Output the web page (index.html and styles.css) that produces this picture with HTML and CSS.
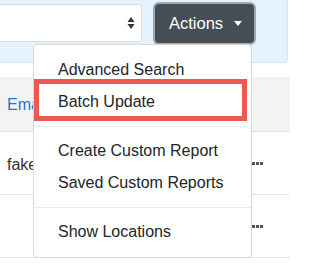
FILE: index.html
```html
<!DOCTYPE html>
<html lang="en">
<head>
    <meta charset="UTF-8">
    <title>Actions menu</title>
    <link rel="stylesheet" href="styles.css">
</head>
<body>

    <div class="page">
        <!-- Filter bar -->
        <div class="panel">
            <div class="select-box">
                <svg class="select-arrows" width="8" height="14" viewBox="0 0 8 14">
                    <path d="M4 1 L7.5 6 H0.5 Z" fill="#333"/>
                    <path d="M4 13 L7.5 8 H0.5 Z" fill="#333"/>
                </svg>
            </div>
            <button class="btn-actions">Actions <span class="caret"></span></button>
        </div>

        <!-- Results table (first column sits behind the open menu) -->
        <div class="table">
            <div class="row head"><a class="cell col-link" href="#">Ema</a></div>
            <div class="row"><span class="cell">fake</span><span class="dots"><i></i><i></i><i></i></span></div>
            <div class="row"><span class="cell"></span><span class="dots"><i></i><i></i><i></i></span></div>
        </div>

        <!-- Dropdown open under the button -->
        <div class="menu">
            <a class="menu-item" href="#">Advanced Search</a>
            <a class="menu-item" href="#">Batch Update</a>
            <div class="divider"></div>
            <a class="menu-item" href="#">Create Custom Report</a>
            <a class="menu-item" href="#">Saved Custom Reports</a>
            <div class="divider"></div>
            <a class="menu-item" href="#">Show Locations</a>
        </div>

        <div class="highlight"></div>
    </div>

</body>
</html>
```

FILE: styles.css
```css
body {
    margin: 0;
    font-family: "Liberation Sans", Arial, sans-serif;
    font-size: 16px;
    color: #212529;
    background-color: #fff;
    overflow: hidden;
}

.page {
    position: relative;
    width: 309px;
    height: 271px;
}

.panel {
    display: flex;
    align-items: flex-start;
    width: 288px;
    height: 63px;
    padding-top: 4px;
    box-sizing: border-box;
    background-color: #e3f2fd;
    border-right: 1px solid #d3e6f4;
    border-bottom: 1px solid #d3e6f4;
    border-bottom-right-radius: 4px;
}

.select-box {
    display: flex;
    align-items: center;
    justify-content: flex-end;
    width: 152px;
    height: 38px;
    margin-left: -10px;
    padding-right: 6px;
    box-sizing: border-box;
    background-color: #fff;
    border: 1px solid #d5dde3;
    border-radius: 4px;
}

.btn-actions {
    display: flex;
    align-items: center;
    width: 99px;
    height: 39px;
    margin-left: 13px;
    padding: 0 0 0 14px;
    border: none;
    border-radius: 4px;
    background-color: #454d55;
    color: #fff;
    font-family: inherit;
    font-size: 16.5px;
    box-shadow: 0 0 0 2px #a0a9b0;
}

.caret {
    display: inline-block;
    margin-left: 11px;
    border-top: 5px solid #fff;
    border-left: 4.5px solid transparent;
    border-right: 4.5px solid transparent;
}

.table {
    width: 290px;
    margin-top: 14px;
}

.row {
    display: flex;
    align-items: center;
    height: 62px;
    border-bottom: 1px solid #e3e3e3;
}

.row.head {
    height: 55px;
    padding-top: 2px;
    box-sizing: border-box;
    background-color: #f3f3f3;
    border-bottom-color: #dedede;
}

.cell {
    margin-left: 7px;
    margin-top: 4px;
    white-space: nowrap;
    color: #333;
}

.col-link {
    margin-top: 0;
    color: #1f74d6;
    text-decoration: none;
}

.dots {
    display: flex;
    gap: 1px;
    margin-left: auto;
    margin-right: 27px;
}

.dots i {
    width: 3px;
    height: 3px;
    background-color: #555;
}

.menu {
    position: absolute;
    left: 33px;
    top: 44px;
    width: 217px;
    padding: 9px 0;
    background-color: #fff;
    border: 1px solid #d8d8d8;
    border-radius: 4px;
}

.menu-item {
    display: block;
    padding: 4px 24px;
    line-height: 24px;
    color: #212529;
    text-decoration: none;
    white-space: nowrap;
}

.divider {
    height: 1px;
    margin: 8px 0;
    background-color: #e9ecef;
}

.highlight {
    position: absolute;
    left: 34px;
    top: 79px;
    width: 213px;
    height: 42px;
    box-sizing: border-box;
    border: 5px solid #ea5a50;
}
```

##############################

Task statement — Copy the listing word for word, excluding its pictures.

Answer to this task —
Output the web page (index.html and styles.css) that produces this picture with HTML and CSS.
FILE: index.html
```html
<!DOCTYPE html>
<html lang="en">
<head>
    <meta charset="UTF-8">
    <title>Actions menu</title>
    <link rel="stylesheet" href="styles.css">
</head>
<body>

    <div class="page">
        <!-- Filter bar -->
        <div class="panel">
            <div class="select-box">
                <svg class="select-arrows" width="8" height="14" viewBox="0 0 8 14">
                    <path d="M4 1 L7.5 6 H0.5 Z" fill="#333"/>
                    <path d="M4 13 L7.5 8 H0.5 Z" fill="#333"/>
                </svg>
            </div>
            <button class="btn-actions">Actions <span class="caret"></span></button>
        </div>

        <!-- Results table (first column sits behind the open menu) -->
        <div class="table">
            <div class="row head"><a class="cell col-link" href="#">Ema</a></div>
            <div class="row"><span class="cell">fake</span><span class="dots"><i></i><i></i><i></i></span></div>
            <div class="row"><span class="cell"></span><span class="dots"><i></i><i></i><i></i></span></div>
        </div>

        <!-- Dropdown open under the button -->
        <div class="menu">
            <a class="menu-item" href="#">Advanced Search</a>
            <a class="menu-item" href="#">Batch Update</a>
            <div class="divider"></div>
            <a class="menu-item" href="#">Create Custom Report</a>
            <a class="menu-item" href="#">Saved Custom Reports</a>
            <div class="divider"></div>
            <a class="menu-item" href="#">Show Locations</a>
        </div>

        <div class="highlight"></div>
    </div>

</body>
</html>
```

FILE: styles.css
```css
body {
    margin: 0;
    font-family: "Liberation Sans", Arial, sans-serif;
    font-size: 16px;
    color: #212529;
    background-color: #fff;
    overflow: hidden;
}

.page {
    position: relative;
    width: 309px;
    height: 271px;
}

.panel {
    display: flex;
    align-items: flex-start;
    width: 288px;
    height: 63px;
    padding-top: 4px;
    box-sizing: border-box;
    background-color: #e3f2fd;
    border-right: 1px solid #d3e6f4;
    border-bottom: 1px solid #d3e6f4;
    border-bottom-right-radius: 4px;
}

.select-box {
    display: flex;
    align-items: center;
    justify-content: flex-end;
    width: 152px;
    height: 38px;
    margin-left: -10px;
    padding-right: 6px;
    box-sizing: border-box;
    background-color: #fff;
    border: 1px solid #d5dde3;
    border-radius: 4px;
}

.btn-actions {
    display: flex;
    align-items: center;
    width: 99px;
    height: 39px;
    margin-left: 13px;
    padding: 0 0 0 14px;
    border: none;
    border-radius: 4px;
    background-color: #454d55;
    color: #fff;
    font-family: inherit;
    font-size: 16.5px;
    box-shadow: 0 0 0 2px #a0a9b0;
}

.caret {
    display: inline-block;
    margin-left: 11px;
    border-top: 5px solid #fff;
    border-left: 4.5px solid transparent;
    border-right: 4.5px solid transparent;
}

.table {
    width: 290px;
    margin-top: 14px;
}

.row {
    display: flex;
    align-items: center;
    height: 62px;
    border-bottom: 1px solid #e3e3e3;
}

.row.head {
    height: 55px;
    padding-top: 2px;
    box-sizing: border-box;
    background-color: #f3f3f3;
    border-bottom-color: #dedede;
}

.cell {
    margin-left: 7px;
    margin-top: 4px;
    white-space: nowrap;
    color: #333;
}

.col-link {
    margin-top: 0;
    color: #1f74d6;
    text-decoration: none;
}

.dots {
    display: flex;
    gap: 1px;
    margin-left: auto;
    margin-right: 27px;
}

.dots i {
    width: 3px;
    height: 3px;
    background-color: #555;
}

.menu {
    position: absolute;
    left: 33px;
    top: 44px;
    width: 217px;
    padding: 9px 0;
    background-color: #fff;
    border: 1px solid #d8d8d8;
    border-radius: 4px;
}

.menu-item {
    display: block;
    padding: 4px 24px;
    line-height: 24px;
    color: #212529;
    text-decoration: none;
    white-space: nowrap;
}

.divider {
    height: 1px;
    margin: 8px 0;
    background-color: #e9ecef;
}

.highlight {
    position: absolute;
    left: 34px;
    top: 79px;
    width: 213px;
    height: 42px;
    box-sizing: border-box;
    border: 5px solid #ea5a50;
}
```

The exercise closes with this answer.